The Union Railroad  is a Class III switching railroad located in Allegheny County in Western Pennsylvania. The company is owned by Transtar, Inc., which is itself a subsidiary of Fortress Transportation and Infrastructure Investors, after being purchased from United States Steel in 1988. The railroad's primary customers are the three plants of the USS Mon Valley Works, the USS Edgar Thomson Steel Works (blast furnaces, basic oxygen steelmaking, and continuous slab casting), the USS Irvin Works (hot and cold rolling mills and finishing lines) and the USS Clairton Works (producer of coke for blast furnace ironmaking).

History
Andrew Carnegie had been discussing rail transport with other lines, but determined the best way to protect his interests was to control the rail line himself. Several smaller companies had constructed sections of the route. "Bear Creek Railroad (name changed to Shenango and Allegheny Railroad Co.) was incorporated in March 1865 for the purpose of moving coal 21 miles from Pardoe to Shenango for delivery to other railroads and the Erie Extension Canal. By 1883, Shenango and Allegheny had extended north to Greenville, Pennsylvania, and south to Butler, Pennsylvania. By 1892, the line had extended north to reach the port of Conneaut, Ohio. The extensions carried their own descriptive corporate names and survived a series of corporate reorganizations to become the Pittsburgh, Shenango and Lake Erie." The rail line had been completed as far as Butler, still 40 miles distant from the Mon Valley. The first ore boat arrived in Conneaut in 1892 stimulating the interest of Andrew Carnegie. In April 1896, a tri-party agreement between PS&LE, Union Railroad Company and Carnegie Steel Company called for construction of a line from Butler to East Pittsburgh. The Butler and Pittsburgh Railroad Company incorporated April 8, 1896 and completed, spectacularly, by October 27, 1897 including a long, single track bridge across the Allegheny River. Also in 1897, PS&LE and B&P were consolidated into the Pittsburgh, Bessemer & Lake Erie under majority ownership of Carnegie. The Union Railroad or as some call "railroad in the sky" was created 1896. The railroad, as it exists today, has resulted from the union of five different railroads between the years 1906 and 1915.  The original URR extended from East Pittsburgh to Hays, a distance of six miles, and was constructed in the years 1894–1907.

Four years later, Carnegie formed the Bessemer and Lake Erie Railroad under this exclusive ownership and arranged to lease PS&LE for 999 years. This arrangement stayed in place with the formation of U. S. Steel in 1901, which bought out Carnegie interests.

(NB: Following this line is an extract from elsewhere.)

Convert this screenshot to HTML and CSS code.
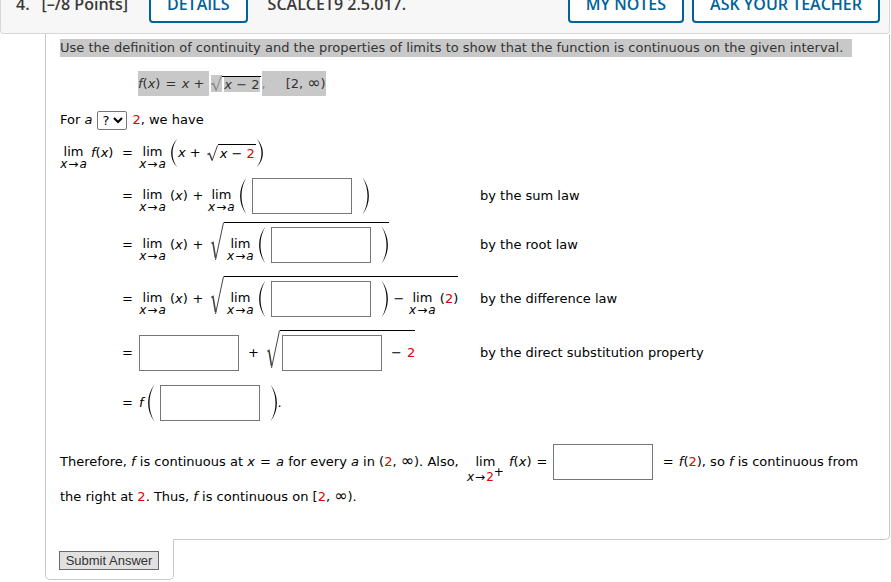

The Union was expanded to include the several other mills in the Mon Valley Region. The Union was responsible for the various switching task within each mill, for delivering raw materials to each mill (which would arrive on the Union via interchange with the Bessemer & Lake Erie, another US Steel owned and operated railroad) and for delivering the finished products to interchange with the major railroads in the area (most notable the Pennsylvania, the Baltimore & Ohio and the Pittsburgh & Lake Erie).

In 1906, B&LE leased, and later sold, to Union Railroad the portion of line between North Bessemer and East Pittsburgh.

At its peak, the Union served eight separate steel mills and numerous other businesses (see below for complete list)- USS Homestead, USS Rankin, USS Edgar Thomson, USS Duquesne-National, USS National Tube & Pipe, USS Clairton, the relatively new USS Irvin rolling mill and Grant Steel in Duquesne, Pennsylvania. The URR also used four bridges crossing the Monongahela River - Union Railroad Port Perry Bridge, Union Railroad Clairton Bridge, McKeesport Connecting Railroad Bridge (also known as: Union Railroad Riverton Bridge), Carrie Furnace Hot Metal Bridge (also known as: Union Railroad Rankin Hot Metal Bridge) - and was one of the busy railroads in the United States by tonnage hauled. Unlike the rest of the steel industry, the Union was relatively accepting of modernization as demonstrated by construction of a then state-of-the-art yard and dispatching center in Duquesne, Pennsylvania, in the early 1950s. With the decline of the steel industry in the United States, the Union's operations were greatly scaled back.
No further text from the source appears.